» What you are asked to do: Repeat the data word for word. Do not include the pictures.

» Data lines:
----------

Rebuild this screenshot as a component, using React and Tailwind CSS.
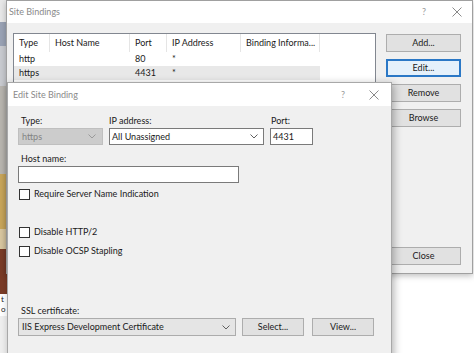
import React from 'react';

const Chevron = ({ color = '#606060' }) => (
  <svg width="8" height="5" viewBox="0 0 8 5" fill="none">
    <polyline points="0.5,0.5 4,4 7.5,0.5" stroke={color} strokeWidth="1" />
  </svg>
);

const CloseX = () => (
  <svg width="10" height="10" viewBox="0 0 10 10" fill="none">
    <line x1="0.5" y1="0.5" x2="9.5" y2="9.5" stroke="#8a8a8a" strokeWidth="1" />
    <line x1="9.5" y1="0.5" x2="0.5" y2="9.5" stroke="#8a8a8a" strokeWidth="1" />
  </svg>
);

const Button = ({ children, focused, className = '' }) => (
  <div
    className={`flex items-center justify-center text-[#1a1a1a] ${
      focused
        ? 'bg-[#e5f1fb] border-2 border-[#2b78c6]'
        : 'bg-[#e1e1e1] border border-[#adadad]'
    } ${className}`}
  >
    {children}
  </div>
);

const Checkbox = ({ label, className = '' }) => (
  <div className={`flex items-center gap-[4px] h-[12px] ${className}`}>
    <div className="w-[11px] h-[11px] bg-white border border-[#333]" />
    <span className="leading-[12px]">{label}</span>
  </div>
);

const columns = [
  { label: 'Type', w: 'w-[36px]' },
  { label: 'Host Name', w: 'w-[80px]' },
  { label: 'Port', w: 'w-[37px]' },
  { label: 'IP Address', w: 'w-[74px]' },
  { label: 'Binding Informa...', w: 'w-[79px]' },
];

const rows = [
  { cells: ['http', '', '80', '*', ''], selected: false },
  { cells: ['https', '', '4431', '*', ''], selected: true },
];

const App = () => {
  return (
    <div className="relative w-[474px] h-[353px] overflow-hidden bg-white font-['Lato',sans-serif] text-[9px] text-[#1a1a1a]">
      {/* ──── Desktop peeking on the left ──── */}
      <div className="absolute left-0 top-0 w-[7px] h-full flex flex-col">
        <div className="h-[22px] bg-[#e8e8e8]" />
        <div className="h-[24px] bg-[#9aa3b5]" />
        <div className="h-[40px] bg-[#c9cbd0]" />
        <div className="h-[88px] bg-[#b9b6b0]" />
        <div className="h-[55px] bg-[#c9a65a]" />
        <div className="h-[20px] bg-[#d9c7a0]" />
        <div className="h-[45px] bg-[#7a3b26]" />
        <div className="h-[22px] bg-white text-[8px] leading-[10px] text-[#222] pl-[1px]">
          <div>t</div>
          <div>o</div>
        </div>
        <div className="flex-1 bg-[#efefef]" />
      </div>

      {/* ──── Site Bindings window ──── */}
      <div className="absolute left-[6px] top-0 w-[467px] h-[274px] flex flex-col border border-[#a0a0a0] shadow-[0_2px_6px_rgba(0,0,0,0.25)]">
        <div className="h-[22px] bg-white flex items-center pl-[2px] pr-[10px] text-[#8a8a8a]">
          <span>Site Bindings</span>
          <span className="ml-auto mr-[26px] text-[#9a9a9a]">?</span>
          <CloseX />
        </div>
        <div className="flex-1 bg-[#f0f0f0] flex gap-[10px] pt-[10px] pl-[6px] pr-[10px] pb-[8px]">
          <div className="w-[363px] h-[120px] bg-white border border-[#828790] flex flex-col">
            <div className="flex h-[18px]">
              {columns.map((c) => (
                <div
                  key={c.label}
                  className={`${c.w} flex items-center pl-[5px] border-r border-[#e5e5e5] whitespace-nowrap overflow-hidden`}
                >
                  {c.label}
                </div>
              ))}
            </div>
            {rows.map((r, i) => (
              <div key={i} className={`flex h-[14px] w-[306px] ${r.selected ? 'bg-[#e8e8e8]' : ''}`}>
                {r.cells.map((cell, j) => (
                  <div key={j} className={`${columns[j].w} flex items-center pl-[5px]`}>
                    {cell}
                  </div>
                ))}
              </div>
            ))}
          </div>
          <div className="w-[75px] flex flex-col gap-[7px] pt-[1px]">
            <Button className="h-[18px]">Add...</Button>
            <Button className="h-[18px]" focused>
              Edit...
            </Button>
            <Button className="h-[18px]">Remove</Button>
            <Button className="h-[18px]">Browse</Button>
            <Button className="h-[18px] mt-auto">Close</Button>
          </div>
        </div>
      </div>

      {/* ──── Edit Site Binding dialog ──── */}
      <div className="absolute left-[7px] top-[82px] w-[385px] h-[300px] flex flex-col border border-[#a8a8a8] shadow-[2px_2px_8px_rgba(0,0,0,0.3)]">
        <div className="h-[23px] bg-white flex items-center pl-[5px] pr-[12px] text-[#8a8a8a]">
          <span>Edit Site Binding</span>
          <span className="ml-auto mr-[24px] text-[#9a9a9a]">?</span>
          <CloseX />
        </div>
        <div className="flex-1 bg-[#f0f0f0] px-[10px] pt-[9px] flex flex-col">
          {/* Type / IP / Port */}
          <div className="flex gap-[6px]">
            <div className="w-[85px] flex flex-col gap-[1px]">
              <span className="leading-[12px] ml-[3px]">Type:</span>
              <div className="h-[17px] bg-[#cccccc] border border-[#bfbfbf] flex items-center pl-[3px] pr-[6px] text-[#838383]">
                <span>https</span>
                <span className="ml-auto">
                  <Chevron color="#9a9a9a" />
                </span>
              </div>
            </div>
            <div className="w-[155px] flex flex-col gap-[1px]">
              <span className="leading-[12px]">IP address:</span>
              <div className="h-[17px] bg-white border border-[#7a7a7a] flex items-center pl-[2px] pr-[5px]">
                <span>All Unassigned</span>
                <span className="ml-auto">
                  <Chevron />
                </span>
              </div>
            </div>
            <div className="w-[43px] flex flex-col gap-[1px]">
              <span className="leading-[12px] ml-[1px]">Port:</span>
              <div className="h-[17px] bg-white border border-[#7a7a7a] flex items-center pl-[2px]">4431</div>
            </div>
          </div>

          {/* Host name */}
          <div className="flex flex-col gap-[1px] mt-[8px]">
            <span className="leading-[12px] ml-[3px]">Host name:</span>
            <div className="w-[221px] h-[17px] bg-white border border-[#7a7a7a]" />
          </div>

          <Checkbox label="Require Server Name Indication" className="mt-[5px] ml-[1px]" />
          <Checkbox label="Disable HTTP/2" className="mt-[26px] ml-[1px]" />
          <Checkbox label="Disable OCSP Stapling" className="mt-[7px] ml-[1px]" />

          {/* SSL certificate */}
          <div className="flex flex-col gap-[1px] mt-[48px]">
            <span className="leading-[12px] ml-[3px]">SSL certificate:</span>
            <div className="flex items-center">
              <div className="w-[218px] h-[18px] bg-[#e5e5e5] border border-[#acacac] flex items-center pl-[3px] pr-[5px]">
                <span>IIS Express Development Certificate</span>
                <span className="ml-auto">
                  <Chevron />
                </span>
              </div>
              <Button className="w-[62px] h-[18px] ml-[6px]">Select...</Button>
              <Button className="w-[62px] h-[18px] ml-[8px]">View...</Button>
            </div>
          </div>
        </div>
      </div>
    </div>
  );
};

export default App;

----------

» Correct answer:
Rebuild this screenshot as a component, using React and Tailwind CSS.
import React from 'react';

const Chevron = ({ color = '#606060' }) => (
  <svg width="8" height="5" viewBox="0 0 8 5" fill="none">
    <polyline points="0.5,0.5 4,4 7.5,0.5" stroke={color} strokeWidth="1" />
  </svg>
);

const CloseX = () => (
  <svg width="10" height="10" viewBox="0 0 10 10" fill="none">
    <line x1="0.5" y1="0.5" x2="9.5" y2="9.5" stroke="#8a8a8a" strokeWidth="1" />
    <line x1="9.5" y1="0.5" x2="0.5" y2="9.5" stroke="#8a8a8a" strokeWidth="1" />
  </svg>
);

const Button = ({ children, focused, className = '' }) => (
  <div
    className={`flex items-center justify-center text-[#1a1a1a] ${
      focused
        ? 'bg-[#e5f1fb] border-2 border-[#2b78c6]'
        : 'bg-[#e1e1e1] border border-[#adadad]'
    } ${className}`}
  >
    {children}
  </div>
);

const Checkbox = ({ label, className = '' }) => (
  <div className={`flex items-center gap-[4px] h-[12px] ${className}`}>
    <div className="w-[11px] h-[11px] bg-white border border-[#333]" />
    <span className="leading-[12px]">{label}</span>
  </div>
);

const columns = [
  { label: 'Type', w: 'w-[36px]' },
  { label: 'Host Name', w: 'w-[80px]' },
  { label: 'Port', w: 'w-[37px]' },
  { label: 'IP Address', w: 'w-[74px]' },
  { label: 'Binding Informa...', w: 'w-[79px]' },
];

const rows = [
  { cells: ['http', '', '80', '*', ''], selected: false },
  { cells: ['https', '', '4431', '*', ''], selected: true },
];

const App = () => {
  return (
    <div className="relative w-[474px] h-[353px] overflow-hidden bg-white font-['Lato',sans-serif] text-[9px] text-[#1a1a1a]">
      {/* ──── Desktop peeking on the left ──── */}
      <div className="absolute left-0 top-0 w-[7px] h-full flex flex-col">
        <div className="h-[22px] bg-[#e8e8e8]" />
        <div className="h-[24px] bg-[#9aa3b5]" />
        <div className="h-[40px] bg-[#c9cbd0]" />
        <div className="h-[88px] bg-[#b9b6b0]" />
        <div className="h-[55px] bg-[#c9a65a]" />
        <div className="h-[20px] bg-[#d9c7a0]" />
        <div className="h-[45px] bg-[#7a3b26]" />
        <div className="h-[22px] bg-white text-[8px] leading-[10px] text-[#222] pl-[1px]">
          <div>t</div>
          <div>o</div>
        </div>
        <div className="flex-1 bg-[#efefef]" />
      </div>

      {/* ──── Site Bindings window ──── */}
      <div className="absolute left-[6px] top-0 w-[467px] h-[274px] flex flex-col border border-[#a0a0a0] shadow-[0_2px_6px_rgba(0,0,0,0.25)]">
        <div className="h-[22px] bg-white flex items-center pl-[2px] pr-[10px] text-[#8a8a8a]">
          <span>Site Bindings</span>
          <span className="ml-auto mr-[26px] text-[#9a9a9a]">?</span>
          <CloseX />
        </div>
        <div className="flex-1 bg-[#f0f0f0] flex gap-[10px] pt-[10px] pl-[6px] pr-[10px] pb-[8px]">
          <div className="w-[363px] h-[120px] bg-white border border-[#828790] flex flex-col">
            <div className="flex h-[18px]">
              {columns.map((c) => (
                <div
                  key={c.label}
                  className={`${c.w} flex items-center pl-[5px] border-r border-[#e5e5e5] whitespace-nowrap overflow-hidden`}
                >
                  {c.label}
                </div>
              ))}
            </div>
            {rows.map((r, i) => (
              <div key={i} className={`flex h-[14px] w-[306px] ${r.selected ? 'bg-[#e8e8e8]' : ''}`}>
                {r.cells.map((cell, j) => (
                  <div key={j} className={`${columns[j].w} flex items-center pl-[5px]`}>
                    {cell}
                  </div>
                ))}
              </div>
            ))}
          </div>
          <div className="w-[75px] flex flex-col gap-[7px] pt-[1px]">
            <Button className="h-[18px]">Add...</Button>
            <Button className="h-[18px]" focused>
              Edit...
            </Button>
            <Button className="h-[18px]">Remove</Button>
            <Button className="h-[18px]">Browse</Button>
            <Button className="h-[18px] mt-auto">Close</Button>
          </div>
        </div>
      </div>

      {/* ──── Edit Site Binding dialog ──── */}
      <div className="absolute left-[7px] top-[82px] w-[385px] h-[300px] flex flex-col border border-[#a8a8a8] shadow-[2px_2px_8px_rgba(0,0,0,0.3)]">
        <div className="h-[23px] bg-white flex items-center pl-[5px] pr-[12px] text-[#8a8a8a]">
          <span>Edit Site Binding</span>
          <span className="ml-auto mr-[24px] text-[#9a9a9a]">?</span>
          <CloseX />
        </div>
        <div className="flex-1 bg-[#f0f0f0] px-[10px] pt-[9px] flex flex-col">
          {/* Type / IP / Port */}
          <div className="flex gap-[6px]">
            <div className="w-[85px] flex flex-col gap-[1px]">
              <span className="leading-[12px] ml-[3px]">Type:</span>
              <div className="h-[17px] bg-[#cccccc] border border-[#bfbfbf] flex items-center pl-[3px] pr-[6px] text-[#838383]">
                <span>https</span>
                <span className="ml-auto">
                  <Chevron color="#9a9a9a" />
                </span>
              </div>
            </div>
            <div className="w-[155px] flex flex-col gap-[1px]">
              <span className="leading-[12px]">IP address:</span>
              <div className="h-[17px] bg-white border border-[#7a7a7a] flex items-center pl-[2px] pr-[5px]">
                <span>All Unassigned</span>
                <span className="ml-auto">
                  <Chevron />
                </span>
              </div>
            </div>
            <div className="w-[43px] flex flex-col gap-[1px]">
              <span className="leading-[12px] ml-[1px]">Port:</span>
              <div className="h-[17px] bg-white border border-[#7a7a7a] flex items-center pl-[2px]">4431</div>
            </div>
          </div>

          {/* Host name */}
          <div className="flex flex-col gap-[1px] mt-[8px]">
            <span className="leading-[12px] ml-[3px]">Host name:</span>
            <div className="w-[221px] h-[17px] bg-white border border-[#7a7a7a]" />
          </div>

          <Checkbox label="Require Server Name Indication" className="mt-[5px] ml-[1px]" />
          <Checkbox label="Disable HTTP/2" className="mt-[26px] ml-[1px]" />
          <Checkbox label="Disable OCSP Stapling" className="mt-[7px] ml-[1px]" />

          {/* SSL certificate */}
          <div className="flex flex-col gap-[1px] mt-[48px]">
            <span className="leading-[12px] ml-[3px]">SSL certificate:</span>
            <div className="flex items-center">
              <div className="w-[218px] h-[18px] bg-[#e5e5e5] border border-[#acacac] flex items-center pl-[3px] pr-[5px]">
                <span>IIS Express Development Certificate</span>
                <span className="ml-auto">
                  <Chevron />
                </span>
              </div>
              <Button className="w-[62px] h-[18px] ml-[6px]">Select...</Button>
              <Button className="w-[62px] h-[18px] ml-[8px]">View...</Button>
            </div>
          </div>
        </div>
      </div>
    </div>
  );
};

export default App;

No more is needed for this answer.